Ketiga, disiplin pasar dalam pendanaan: apa pun labelnya—termasuk skema “patriotik”—harus tunduk pada prinsip harga berbasis risiko, partisipasi sukarela, dan pengungkapan penggunaan dana yang rinci. Inovasi pembiayaan perlu, tetapi akal sehat pasar lebih perlu.
Sentralisasi Harus Disusul Transparansi
Pada akhirnya, kita sedang menguji kedewasaan institusi.
Kita telah memilih kokpit tunggal untuk mengemudikan nilai BUMN melalui Danantara, sementara BP BUMN berdiri sebagai menara pengawas.
Pilihan ini punya logika ekonomi yang kuat: menyederhanakan komando, mempercepat keputusan, dan—bila guardrails bekerja—melindungi APBN dari beban yang tak semestinya.

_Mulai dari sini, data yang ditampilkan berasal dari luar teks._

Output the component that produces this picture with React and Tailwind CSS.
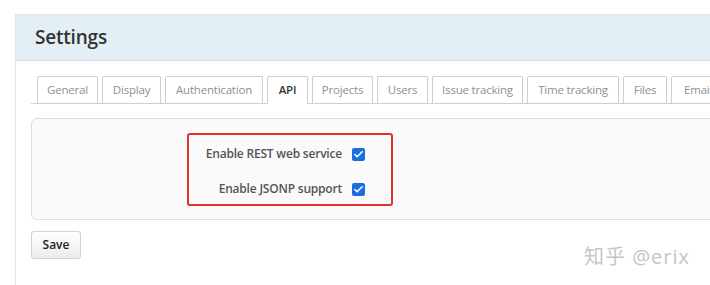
import { Check } from 'lucide-react';

const tabs = [
    { label: 'General', w: 'w-[61px]' },
    { label: 'Display', w: 'w-[59px]' },
    { label: 'Authentication', w: 'w-[98px]' },
    { label: 'API', w: 'w-[41px]', active: true },
    { label: 'Projects', w: 'w-[61px]' },
    { label: 'Users', w: 'w-[51px]' },
    { label: 'Issue tracking', w: 'w-[91px]' },
    { label: 'Time tracking', w: 'w-[92px]' },
    { label: 'Files', w: 'w-[44px]' },
    { label: 'Email notifications', w: 'w-[130px] justify-start pl-[12px]' },
];

const CheckBox = () => (
    <span className="flex h-[13px] w-[13px] items-center justify-center rounded-[2px] bg-[#1a6fe0]">
        <Check size={11} strokeWidth={3.5} className="text-white" />
    </span>
);

const App = () => {
    return (
        <div
            className="relative h-[285px] w-[710px] overflow-hidden bg-white pl-[15px] pt-[14px] text-[#333]"
            style={{ fontFamily: '"Open Sans", "Noto Sans CJK SC", sans-serif' }}
        >
            <div className="h-[300px] w-[760px] border border-[#dfe4e7] bg-white">
                {/* header */}
                <div className="flex h-[46px] items-center border-b border-[#d5dde2] bg-[#e4eff5] px-[19px]">
                    <h2 className="text-[19px] font-semibold tracking-[-0.2px] text-[#333]">Settings</h2>
                </div>

                <div className="pl-[15px] pt-[15px]">
                    {/* tabs */}
                    <ul className="flex gap-[4px] border-b border-[#cfcfcf] pl-[6px]">
                        {tabs.map(t => (
                            <li
                                key={t.label}
                                className={`flex shrink-0 items-center justify-center whitespace-nowrap rounded-t-[2px] border border-b-0 border-[#cfcfcf] bg-white text-[11.5px] tracking-[-0.2px] ${t.w} ${
                                    t.active
                                        ? 'relative -mb-px h-[28px] pb-px font-semibold text-[#333]'
                                        : 'h-[27px] font-medium text-[#8f8f8f]'
                                }`}
                            >
                                {t.label}
                            </li>
                        ))}
                    </ul>

                    {/* settings box */}
                    <div className="mt-[14px] h-[102px] rounded-[6px] border border-[#dedede] bg-[#fafafa] pl-[155px] pt-[14px]">
                        <div className="h-[73px] w-[206px] rounded-[3px] border-2 border-[#e3302b] pt-[7px]">
                            <div className="grid grid-cols-[153px_13px] items-center gap-x-[10px] gap-y-[11px]">
                                <label className="flex h-[24px] items-center justify-end text-[12px] font-semibold tracking-[-0.2px] text-[#555]">
                                    Enable REST web service
                                </label>
                                <CheckBox />
                                <label className="flex h-[24px] items-center justify-end text-[12px] font-semibold tracking-[-0.2px] text-[#555]">
                                    Enable JSONP support
                                </label>
                                <CheckBox />
                            </div>
                        </div>
                    </div>

                    <button className="mt-[11px] h-[28px] w-[50px] rounded-[3px] border border-[#d2d2d2] bg-gradient-to-b from-white to-[#ececec] text-[12px] font-semibold text-[#222]">
                        Save
                    </button>
                </div>
            </div>

            {/* watermark */}
            <div className="absolute left-[584px] top-[242px] text-[20px] tracking-[1px] text-[#c6c6c6]">
                知乎 @erix
            </div>
        </div>
    );
};

export default App;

Tetapi rel baru tanpa sinyal tetap berbahaya. Black box-nya adalah pelaporan portofolio yang dapat diuji; checklist-nya adalah kontrak PSO yang tegas; menara pengawas-nya adalah regulator yang punya gigi, serta auditor dan parlemen yang fokus pada outcome, bukan seremoni.
Dengan itu semua, sentralisasi berubah menjadi efisiensi—bukan euforia dan barulah BUMN kita pantas disebut lokomotif, bukan gerbong yang terus didorong.